Goal:
Set out each line from the following listing that includes the word "this".

Provided information:
#####
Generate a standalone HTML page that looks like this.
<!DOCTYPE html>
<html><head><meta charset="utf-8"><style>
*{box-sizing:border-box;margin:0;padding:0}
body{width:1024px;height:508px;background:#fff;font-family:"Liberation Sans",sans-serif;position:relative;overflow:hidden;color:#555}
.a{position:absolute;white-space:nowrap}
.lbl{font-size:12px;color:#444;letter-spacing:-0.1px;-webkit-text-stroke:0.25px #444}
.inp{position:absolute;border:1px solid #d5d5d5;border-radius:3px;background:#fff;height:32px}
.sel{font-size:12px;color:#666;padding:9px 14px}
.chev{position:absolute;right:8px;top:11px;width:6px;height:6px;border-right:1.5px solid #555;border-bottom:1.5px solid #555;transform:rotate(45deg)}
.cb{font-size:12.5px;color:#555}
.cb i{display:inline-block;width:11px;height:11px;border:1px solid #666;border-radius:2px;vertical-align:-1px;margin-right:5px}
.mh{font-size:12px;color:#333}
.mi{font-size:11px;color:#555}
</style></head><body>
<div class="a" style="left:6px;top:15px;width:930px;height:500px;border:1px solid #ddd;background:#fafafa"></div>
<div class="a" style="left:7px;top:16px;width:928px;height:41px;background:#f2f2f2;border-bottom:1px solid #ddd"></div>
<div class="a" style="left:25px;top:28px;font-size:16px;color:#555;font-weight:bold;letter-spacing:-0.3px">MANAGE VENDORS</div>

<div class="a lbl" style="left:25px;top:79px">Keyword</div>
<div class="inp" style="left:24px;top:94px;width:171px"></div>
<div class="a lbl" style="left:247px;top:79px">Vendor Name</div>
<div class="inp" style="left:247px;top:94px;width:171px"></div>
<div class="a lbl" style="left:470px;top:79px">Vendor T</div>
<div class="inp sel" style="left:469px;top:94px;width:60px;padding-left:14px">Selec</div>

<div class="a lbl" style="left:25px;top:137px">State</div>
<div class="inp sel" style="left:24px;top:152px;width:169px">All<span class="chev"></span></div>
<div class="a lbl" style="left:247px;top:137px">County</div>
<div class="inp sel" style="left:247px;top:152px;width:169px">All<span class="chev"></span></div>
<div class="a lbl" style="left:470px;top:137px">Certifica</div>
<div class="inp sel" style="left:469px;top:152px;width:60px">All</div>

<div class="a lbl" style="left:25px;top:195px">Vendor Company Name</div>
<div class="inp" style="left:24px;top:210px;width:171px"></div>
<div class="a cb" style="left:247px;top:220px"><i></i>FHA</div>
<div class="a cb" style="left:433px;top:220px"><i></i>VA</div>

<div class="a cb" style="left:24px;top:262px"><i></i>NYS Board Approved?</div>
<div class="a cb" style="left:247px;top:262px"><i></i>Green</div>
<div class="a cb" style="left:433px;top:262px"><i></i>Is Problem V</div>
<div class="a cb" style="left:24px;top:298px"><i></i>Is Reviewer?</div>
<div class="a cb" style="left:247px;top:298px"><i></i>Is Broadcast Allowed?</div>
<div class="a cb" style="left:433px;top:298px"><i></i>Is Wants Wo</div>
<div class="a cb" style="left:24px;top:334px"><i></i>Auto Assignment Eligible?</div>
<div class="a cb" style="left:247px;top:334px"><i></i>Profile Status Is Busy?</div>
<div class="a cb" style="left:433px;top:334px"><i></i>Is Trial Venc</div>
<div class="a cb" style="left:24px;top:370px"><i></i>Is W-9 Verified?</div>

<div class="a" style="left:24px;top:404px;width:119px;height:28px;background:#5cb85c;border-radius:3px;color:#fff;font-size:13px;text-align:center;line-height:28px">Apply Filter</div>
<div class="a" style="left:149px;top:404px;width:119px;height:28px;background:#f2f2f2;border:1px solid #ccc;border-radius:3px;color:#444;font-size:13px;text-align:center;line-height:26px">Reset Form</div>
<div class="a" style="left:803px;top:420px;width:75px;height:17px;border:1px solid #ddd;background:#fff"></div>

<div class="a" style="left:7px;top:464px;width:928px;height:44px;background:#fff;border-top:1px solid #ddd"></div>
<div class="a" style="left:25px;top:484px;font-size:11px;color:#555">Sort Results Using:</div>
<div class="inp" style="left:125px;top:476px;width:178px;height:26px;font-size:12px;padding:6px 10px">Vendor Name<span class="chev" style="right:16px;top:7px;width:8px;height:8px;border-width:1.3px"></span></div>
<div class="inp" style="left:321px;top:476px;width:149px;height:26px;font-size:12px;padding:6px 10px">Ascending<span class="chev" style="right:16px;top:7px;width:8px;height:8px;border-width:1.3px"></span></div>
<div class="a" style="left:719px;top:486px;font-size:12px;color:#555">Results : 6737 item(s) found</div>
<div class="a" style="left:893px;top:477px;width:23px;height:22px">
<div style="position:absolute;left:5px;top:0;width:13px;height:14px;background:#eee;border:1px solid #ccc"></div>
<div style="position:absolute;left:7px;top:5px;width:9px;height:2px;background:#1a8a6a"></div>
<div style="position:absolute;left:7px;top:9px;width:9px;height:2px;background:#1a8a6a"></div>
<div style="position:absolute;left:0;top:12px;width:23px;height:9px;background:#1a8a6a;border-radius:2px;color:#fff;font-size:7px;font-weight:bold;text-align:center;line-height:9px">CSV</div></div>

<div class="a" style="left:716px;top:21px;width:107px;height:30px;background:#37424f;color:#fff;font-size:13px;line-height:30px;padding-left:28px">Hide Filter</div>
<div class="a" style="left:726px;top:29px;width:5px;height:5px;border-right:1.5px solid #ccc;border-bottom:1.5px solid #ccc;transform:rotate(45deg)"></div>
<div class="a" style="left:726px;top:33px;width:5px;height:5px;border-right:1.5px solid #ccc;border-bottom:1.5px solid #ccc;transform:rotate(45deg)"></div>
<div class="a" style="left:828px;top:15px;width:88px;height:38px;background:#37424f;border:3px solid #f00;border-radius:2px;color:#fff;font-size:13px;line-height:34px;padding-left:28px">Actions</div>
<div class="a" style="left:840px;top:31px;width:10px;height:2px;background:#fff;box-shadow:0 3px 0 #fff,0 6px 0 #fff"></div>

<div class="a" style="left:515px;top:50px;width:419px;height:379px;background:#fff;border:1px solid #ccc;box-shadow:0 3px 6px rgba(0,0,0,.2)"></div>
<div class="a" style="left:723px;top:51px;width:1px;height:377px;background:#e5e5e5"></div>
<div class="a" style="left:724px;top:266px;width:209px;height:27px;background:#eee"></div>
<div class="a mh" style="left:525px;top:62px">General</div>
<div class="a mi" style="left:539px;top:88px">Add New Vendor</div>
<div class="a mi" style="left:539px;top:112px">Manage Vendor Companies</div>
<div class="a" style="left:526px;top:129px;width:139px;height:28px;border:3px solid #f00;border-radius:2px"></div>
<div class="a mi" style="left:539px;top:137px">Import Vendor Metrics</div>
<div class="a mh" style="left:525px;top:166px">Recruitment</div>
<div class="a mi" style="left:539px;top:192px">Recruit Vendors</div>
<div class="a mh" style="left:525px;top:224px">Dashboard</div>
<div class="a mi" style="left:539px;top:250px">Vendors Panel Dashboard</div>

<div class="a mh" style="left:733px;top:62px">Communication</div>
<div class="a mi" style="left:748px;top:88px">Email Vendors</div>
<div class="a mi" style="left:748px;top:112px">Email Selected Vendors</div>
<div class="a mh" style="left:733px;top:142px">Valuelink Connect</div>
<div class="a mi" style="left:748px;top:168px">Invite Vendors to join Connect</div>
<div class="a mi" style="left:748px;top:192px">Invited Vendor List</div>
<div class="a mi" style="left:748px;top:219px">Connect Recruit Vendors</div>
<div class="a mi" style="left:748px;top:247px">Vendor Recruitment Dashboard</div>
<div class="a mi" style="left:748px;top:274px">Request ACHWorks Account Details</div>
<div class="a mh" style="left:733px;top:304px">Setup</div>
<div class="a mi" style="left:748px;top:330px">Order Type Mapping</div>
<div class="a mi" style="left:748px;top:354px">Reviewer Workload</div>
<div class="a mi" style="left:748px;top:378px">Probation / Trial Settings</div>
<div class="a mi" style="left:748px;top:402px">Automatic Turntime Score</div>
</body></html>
#####
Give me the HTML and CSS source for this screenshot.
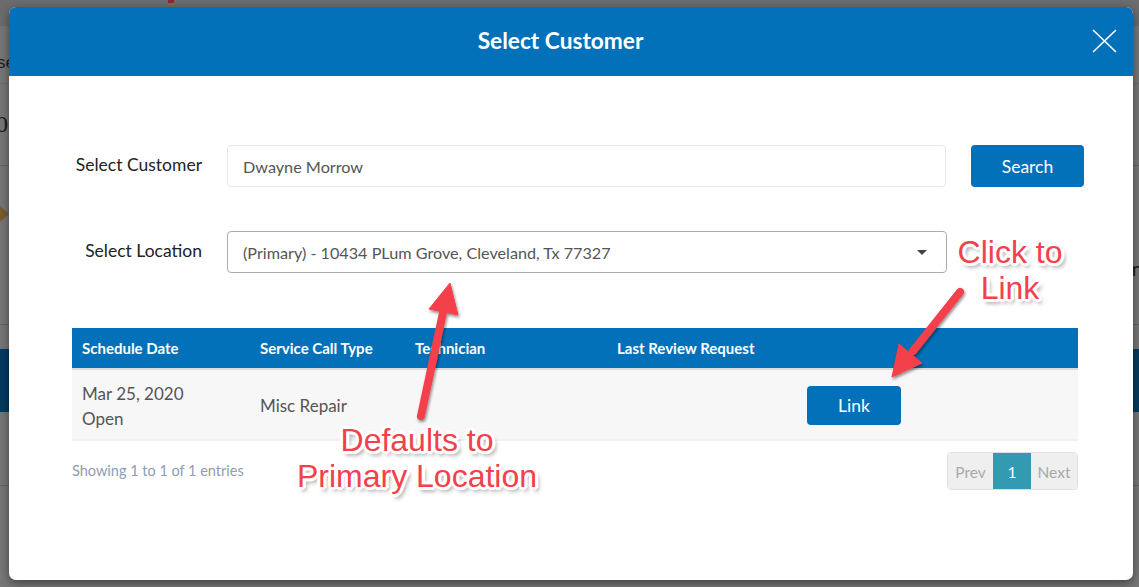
#####
Complete output:
Generate a standalone HTML page that looks like this.
Give me the HTML and CSS source for this screenshot.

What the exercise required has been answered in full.